Common beginner worries, answered honestly
A lot of people worry they are too old to start. They are not. Hip hop classes often include mixed ages, especially at beginner level, because the real entry point is willingness, not age.
Another common fear is “I have no coordination.” That may be true right now. It does not have to stay true. Coordination is trained. So is rhythm. So is confidence on camera, if that part scares you too.
Some beginners also worry about standing out in the wrong way. Here is the good news: most people are too focused on themselves to study you that closely. And in a healthy class culture, beginners are expected. You are not interrupting the room by learning.

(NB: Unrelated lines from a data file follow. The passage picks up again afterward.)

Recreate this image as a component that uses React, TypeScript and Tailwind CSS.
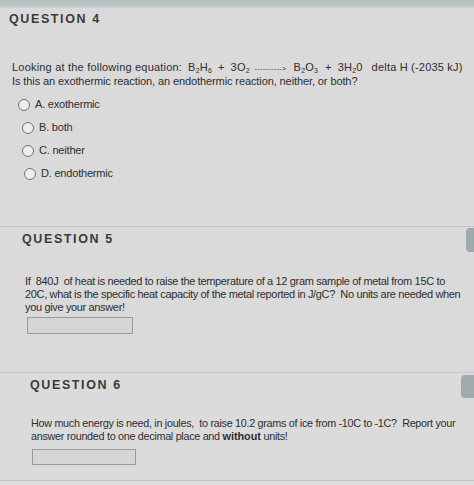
import React from 'react'

function Radio({ label, indent }: { label: string; indent: string }) {
  return (
    <div className={`flex items-center gap-[5px] h-[23px] ${indent}`}>
      <span className="w-[12px] h-[12px] rounded-full border border-[#6f7478] bg-[#eeeeee]"></span>
      <span>{label}</span>
    </div>
  )
}

function Header({ title, indent }: { title: string; indent: string }) {
  return (
    <div className={`h-[24px] flex items-center ${indent}`}>
      <span className="text-[12.5px] font-bold tracking-[1.6px] text-[#3a3a3a]">{title}</span>
    </div>
  )
}

export default function App() {
  return (
    <div
      className="w-[474px] h-[485px] overflow-hidden bg-[#dcdcdb] text-[#2e2e2e] text-[11px] leading-[13px]"
      style={{ fontFamily: '"Liberation Sans", Arial, sans-serif' }}
    >
      {/* top strip */}
      <div className="h-[8px] bg-[#b7c3c3] border-b-2 border-[#c9cfcf]"></div>

      {/* Question 4 */}
      <section className="h-[219px] border-b border-[#c4c4c4] bg-[#dadada]">
        <div className="h-[22px] flex items-center pl-[9px]">
          <span className="text-[12.5px] font-bold tracking-[1.6px] text-[#3a3a3a]">QUESTION 4</span>
        </div>
        <div className="pl-[12px] pt-[31px]">
          <p className="flex items-baseline whitespace-nowrap text-[11px] tracking-[0.2px]">
            <span>Looking at the following equation:</span>
            <span className="ml-[6px]">B<sub className="text-[7px]">2</sub>H<sub className="text-[7px]">6</sub></span>
            <span className="ml-[6px]">+</span>
            <span className="ml-[6px]">3O<sub className="text-[7px]">2</sub></span>
            <span className="ml-[5px] text-[7px] tracking-[0.4px]">----------&gt;</span>
            <span className="ml-[7px]">B<sub className="text-[7px]">2</sub>O<sub className="text-[7px]">3</sub></span>
            <span className="ml-[7px]">+</span>
            <span className="ml-[6px]">3H<sub className="text-[7px]">2</sub>0</span>
            <span className="ml-[9px]">delta H (-2035 kJ)</span>
          </p>
          <p className="tracking-[-0.1px]">Is this an exothermic reaction, an endothermic reaction, neither, or both?</p>
        </div>
        <div className="pt-[5px] tracking-[-0.2px]">
          <Radio label="A. exothermic" indent="pl-[18px]" />
          <Radio label="B. both" indent="pl-[22px]" />
          <Radio label="C. neither" indent="pl-[22px]" />
          <Radio label="D. endothermic" indent="pl-[24px]" />
        </div>
      </section>

      {/* Question 5 */}
      <section className="relative h-[146px] border-b border-[#c4c4c4] bg-[#d9dad9]">
        <div className="absolute right-0 top-[1px] w-[8px] h-[24px] bg-[#9eaaac] rounded-l-sm"></div>
        <Header title="QUESTION 5" indent="pl-[22px]" />
        <div className="pl-[25px] pr-[8px] pt-[24px] tracking-[-0.35px]">
          <p>
            If&nbsp; 840J&nbsp; of heat is needed to raise the temperature of a 12 gram sample of metal from 15C to 20C, what is the specific heat capacity of the metal reported in J/gC?&nbsp; No units are needed when you give your answer!
          </p>
          <div className="mt-[3px] ml-[2px] w-[106px] h-[17px] border border-[#9a9a9a] bg-[#d6d6d6]"></div>
        </div>
      </section>

      {/* Question 6 */}
      <section className="relative h-[108px] border-b border-[#c4c4c4] bg-[#dbdbdb]">
        <div className="absolute right-0 top-[2px] w-[13px] h-[23px] bg-[#9fabad] rounded-l-sm"></div>
        <Header title="QUESTION 6" indent="pl-[30px]" />
        <div className="pl-[31px] pr-[14px] pt-[20px] text-[10.8px] tracking-[-0.3px]">
          <p>
            How much energy is need, in joules,&nbsp; to raise 10.2 grams of ice from -10C to -1C?&nbsp; Report your answer rounded to one decimal place and <b className="tracking-normal">without</b> units!
          </p>
          <div className="mt-[6px] ml-[1px] w-[104px] h-[16px] border border-[#9a9a9a] bg-[#d6d6d6]"></div>
        </div>
      </section>
    </div>
  )
}
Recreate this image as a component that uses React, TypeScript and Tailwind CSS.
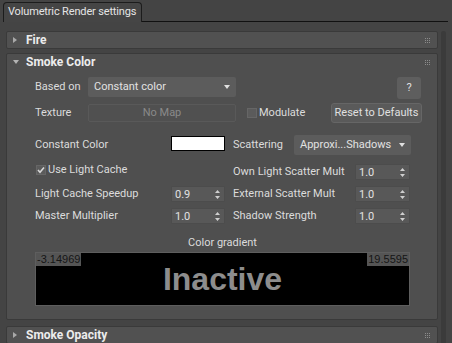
import React from "react";

const ui = "font-['Roboto','Liberation_Sans',sans-serif]";

function Grip() {
  const pts = [0, 2, 4];
  return (
    <svg width="5" height="5" className="shrink-0">
      {pts.flatMap((y) =>
        pts.map((x) => <rect key={`${x}-${y}`} x={x} y={y} width="1" height="1" fill="#8c8c8c" />)
      )}
    </svg>
  );
}

function Arrow({ open }: { open?: boolean }) {
  return open ? (
    <svg width="6" height="4" className="shrink-0">
      <path d="M0 0 L6 0 L3 4 Z" fill="#b4b4b4" />
    </svg>
  ) : (
    <svg width="4" height="6" className="shrink-0">
      <path d="M0 0 L4 3 L0 6 Z" fill="#a8a8a8" />
    </svg>
  );
}

function RolloutHeader({ title, open }: { title: string; open?: boolean }) {
  return (
    <div className="flex h-[16px] items-center pl-[6px] pr-[7px]">
      <div className="flex w-[13px] justify-start">
        <Arrow open={open} />
      </div>
      <span className="text-[12px] font-bold leading-none text-[#ececec]">{title}</span>
      <div className="flex-1" />
      <Grip />
    </div>
  );
}

function DropArrow() {
  return (
    <svg width="6" height="4" className="shrink-0">
      <path d="M0 0 L6 0 L3 4 Z" fill="#e0e0e0" />
    </svg>
  );
}

function Dropdown({ value, width }: { value: string; width: string }) {
  return (
    <div className={`flex h-[20px] ${width} items-center justify-between rounded-[2px] bg-[#5c5c5c] pl-[6px] pr-[6px] text-[#e2e2e2]`}>
      <span>{value}</span>
      <DropArrow />
    </div>
  );
}

function Spinner({ value, width }: { value: string; width: string }) {
  return (
    <div className={`flex h-[16px] ${width} items-center justify-between rounded-[1px] border border-[#4c4c4c] bg-[#585858] pl-[3px] pr-[4px] text-[#e2e2e2]`}>
      <span className="leading-none">{value}</span>
      <svg width="5" height="9" className="shrink-0">
        <path d="M0 3 L5 3 L2.5 0 Z M0 6 L5 6 L2.5 9 Z" fill="#cfcfcf" />
      </svg>
    </div>
  );
}

function Check({ checked }: { checked?: boolean }) {
  return (
    <div className="flex h-[10px] w-[10px] shrink-0 items-center justify-center border border-[#666] bg-[#5b5b5b]">
      {checked && (
        <svg width="8" height="8" viewBox="0 0 8 8">
          <path d="M1 4 L3 6.2 L7 1.5" fill="none" stroke="#d8d8d8" strokeWidth="1.6" />
        </svg>
      )}
    </div>
  );
}

export default function App() {
  return (
    <div className={`${ui} relative h-[343px] w-[452px] overflow-hidden bg-[#444444] text-[11px] text-[#dcdcdc]`}>
      {/* tab strip */}
      <div className="flex h-[22px] items-end pl-[3px]">
        <div className="flex h-[20px] w-[139px] items-center whitespace-nowrap rounded-t-[4px] border border-b-0 border-[#1c1c1c] bg-[#454545] pl-[4px] text-[11px] tracking-[-0.15px] text-[#e4e4e4]">
          Volumetric Render settings
        </div>
        <div className="h-[1px] w-[306px] bg-[#111]" />
      </div>

      <div className="flex pt-[9px]">
        <div className="ml-[6px] flex w-[432px] flex-col gap-[4px]">
          <div className="rounded-[2px] border border-[#3a3a3a] bg-[#515151]">
            <RolloutHeader title="Fire" />
          </div>

          <div className="flex flex-col rounded-[2px] border border-[#3a3a3a] bg-[#4f4f4f] pb-[13px] pl-[28px] pr-[16px]">
            <div className="-ml-[28px] -mr-[16px]">
              <RolloutHeader title="Smoke Color" open />
            </div>

            {/* based on */}
            <div className="mt-[7px] flex h-[22px] items-start">
              <span className="flex h-[20px] w-[53px] items-center">Based on</span>
              <Dropdown value="Constant color" width="w-[148px]" />
              <div className="ml-auto flex h-[22px] w-[24px] items-center justify-center rounded-[3px] bg-[#5e5e5e] text-[#e0e0e0]">
                ?
              </div>
            </div>

            {/* texture */}
            <div className="mt-[4px] flex h-[20px] items-center">
              <span className="w-[53px]">Texture</span>
              <div className="flex h-[18px] w-[148px] items-center justify-center rounded-[2px] border border-[#595959] bg-[#505050] text-[#8a8a8a]">
                No Map
              </div>
              <div className="ml-[11px]">
                <Check />
              </div>
              <span className="ml-[2px]">Modulate</span>
              <div className="-mr-[1px] ml-auto flex h-[20px] w-[91px] items-center justify-center rounded-[3px] border border-[#666] bg-[#5a5a5a] text-[#e0e0e0]">
                Reset to Defaults
              </div>
            </div>

            {/* constant color / scattering */}
            <div className="mt-[12px] flex h-[20px] items-center">
              <span className="w-[136px]">Constant Color</span>
              <div className="mt-[1px] h-[15px] w-[54px] self-start border border-black bg-white" />
              <span className="ml-[8px] w-[61px]">Scattering</span>
              <Dropdown value="Approxi...Shadows" width="w-[117px]" />
            </div>

            {/* params */}
            <div className="mt-[9px] flex flex-col gap-[6px]">
              <div className="flex h-[16px] items-start">
                <div className="flex h-[11px] w-[190px] items-center pl-[1px]">
                  <Check checked />
                  <span className="ml-[2px] leading-none">Use Light Cache</span>
                </div>
                <div className="ml-[8px] flex h-[16px] items-center">
                  <span className="w-[122px]">Own Light Scatter Mult</span>
                  <Spinner value="1.0" width="w-[55px]" />
                </div>
              </div>
              <div className="flex h-[16px] items-center">
                <div className="flex w-[190px] items-center">
                  <span className="w-[136px]">Light Cache Speedup</span>
                  <Spinner value="0.9" width="w-[54px]" />
                </div>
                <div className="ml-[8px] flex items-center">
                  <span className="w-[122px]">External Scatter Mult</span>
                  <Spinner value="1.0" width="w-[55px]" />
                </div>
              </div>
              <div className="flex h-[16px] items-center">
                <div className="flex w-[190px] items-center">
                  <span className="w-[136px]">Master Multiplier</span>
                  <Spinner value="1.0" width="w-[54px]" />
                </div>
                <div className="ml-[8px] flex items-center">
                  <span className="w-[122px]">Shadow Strength</span>
                  <Spinner value="1.0" width="w-[55px]" />
                </div>
              </div>
            </div>

            {/* gradient */}
            <div className="mt-[13px] w-[375px] text-center leading-[12px]">Color gradient</div>
            <div className="relative mt-[3px] flex h-[54px] w-[375px] items-center justify-center border border-[#5e5e5e] bg-black">
              <span className="absolute left-0 top-0 bg-[#555] px-[1px] font-['Liberation_Sans',sans-serif] text-[11px] leading-[13px] text-[#151515]">
                -3.14969
              </span>
              <span className="absolute right-0 top-0 bg-[#555] px-[1px] font-['Liberation_Sans',sans-serif] text-[11px] leading-[13px] text-[#151515]">
                19.5595
              </span>
              <span className="font-['Liberation_Sans',sans-serif] text-[32px] font-bold leading-none text-[#8d8d8d]">
                Inactive
              </span>
            </div>
          </div>

          <div className="mt-[2px] rounded-[2px] border border-[#3a3a3a] bg-[#515151]">
            <RolloutHeader title="Smoke Opacity" />
          </div>
        </div>

        <div className="ml-[3px] h-[320px] w-[5px] rounded-[2px] bg-[#3b3b3b]" />
      </div>
    </div>
  );
}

You are part of it.
Beginner hip hop dance classes are about more than dance
Yes, you will learn steps. But the deeper shift is in how you carry yourself. Dance changes the way you enter a room, the way you hear music, the way you trust your body to figure things out. That is part of why people stay.
A strong class gives you more than a weekly activity. It gives you momentum. You start building discipline without forcing it. You meet people who are there to grow too. You stop seeing movement as something reserved for “naturals” and start claiming it as something you can practice, enjoy, and own.
That is why the right beginner experience matters so much. It is not just about surviving your first class. It is about finding a space that makes you want a second, a fifth, a twentieth.
If you have been waiting until you feel ready, take this as a reset. Readiness usually shows up after you begin, not before. Put on the sneakers, book the class, and let yourself be new. Everybody starts somewhere, and this could be your move.